Materials interact with magnetic fields, and scientists classify them based on their response to an external magnetic force. Zinc, a common metal used in galvanization and alloys, is classified as a diamagnetic material. This means it exhibits a very weak repulsion to magnetic fields.
Defining the Types of Magnetism
The magnetic behavior of a substance is categorized based on its response to an external magnetic field. The two primary classifications are paramagnetism and diamagnetism.
Paramagnetic materials are characterized by a slight attraction to a magnetic field. When placed near a strong magnet, these substances will weakly align with the field lines, but they lose this temporary magnetism once the external field is removed. This weak attraction is quantified by a small, positive magnetic susceptibility. The induced magnetic field points in the same direction as the external field. Examples include elements like magnesium and aluminum.

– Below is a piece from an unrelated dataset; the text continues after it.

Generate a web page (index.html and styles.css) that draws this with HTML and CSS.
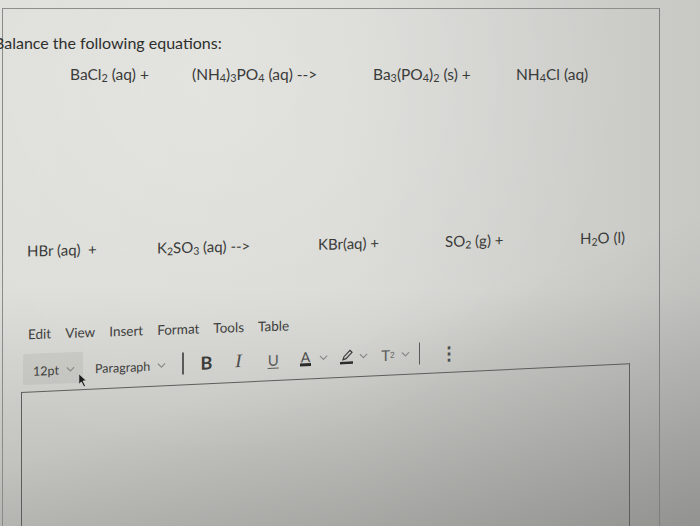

In contrast, diamagnetic materials exhibit a weak repulsion to an external magnetic field. If a piece of diamagnetic material were suspended in a strong magnetic field, it would move away from the strongest part of the field. This repulsive behavior means diamagnetic materials have a small, negative magnetic susceptibility. The induced magnetic field is directed opposite to the external field, which is the source of the weak repulsive force. Most elements, including copper, silver, and gold, are classified as diamagnetic.
The Root Cause: Electron Pairing
The magnetic classification of any atom is fundamentally determined by the arrangement of its electrons. Electrons possess orbital motion and spin, both of which generate tiny magnetic moments that dictate the overall magnetic character of the atom.
The key factor is whether the electrons are paired or unpaired within their atomic orbitals. According to the Pauli Exclusion Principle, when two electrons occupy the same orbital, they must have opposite spins. This opposite spin orientation causes the magnetic moment generated by one electron to be exactly canceled out by the moment of the other.
If all the electrons in an atom are paired, the net magnetic moment for the entire atom is zero. These materials are inherently diamagnetic because they lack any permanent atomic magnetism. Their repulsion only occurs when an external field slightly distorts the electron motion, inducing a temporary magnetic moment that opposes the applied field.
Conversely, an atom that contains one or more unpaired electrons possesses a net magnetic moment. These moments can randomly orient themselves in the absence of an external field but can be weakly aligned when a field is applied, resulting in paramagnetism. The absence or presence of unpaired electrons is the universal rule for determining diamagnetism or paramagnetism, respectively.
Zinc’s Magnetic Classification
The classification of Zinc as a diamagnetic element is a direct consequence of its specific electron configuration. Zinc has an atomic number of 30, meaning a neutral atom contains 30 electrons. Its ground state electron configuration is written as \([Ar]3d^{10}4s^2\).
This configuration indicates that the outermost \(4s\) subshell contains two paired electrons. More significantly, the inner \(3d\) subshell is completely filled with ten electrons. Since all orbitals within the \(3d\) and \(4s\) subshells contain two electrons, all 30 electrons in a neutral Zinc atom are paired.
Because there are no unpaired electrons to generate a permanent net magnetic moment, Zinc cannot be paramagnetic. Instead, it is classified as diamagnetic, exhibiting the characteristic weak repulsion when exposed to a magnetic field. This diamagnetism is an intrinsic property of the pure metal and its common ion, \(\text{Zn}^{2+}\), which retains the stable, fully paired \(3d^{10}\) configuration.
This contrasts sharply with neighboring transition metals in the periodic table. Elements like Iron, Nickel, and Cobalt have partially filled \(d\)-orbitals, which contain multiple unpaired electrons. This presence of unpaired electrons gives these metals their strong magnetic properties, such as ferromagnetism. Zinc’s completely filled electron shells are the reason it behaves as a magnetically passive, diamagnetic material, making it useful in applications where magnetic interference must be avoided.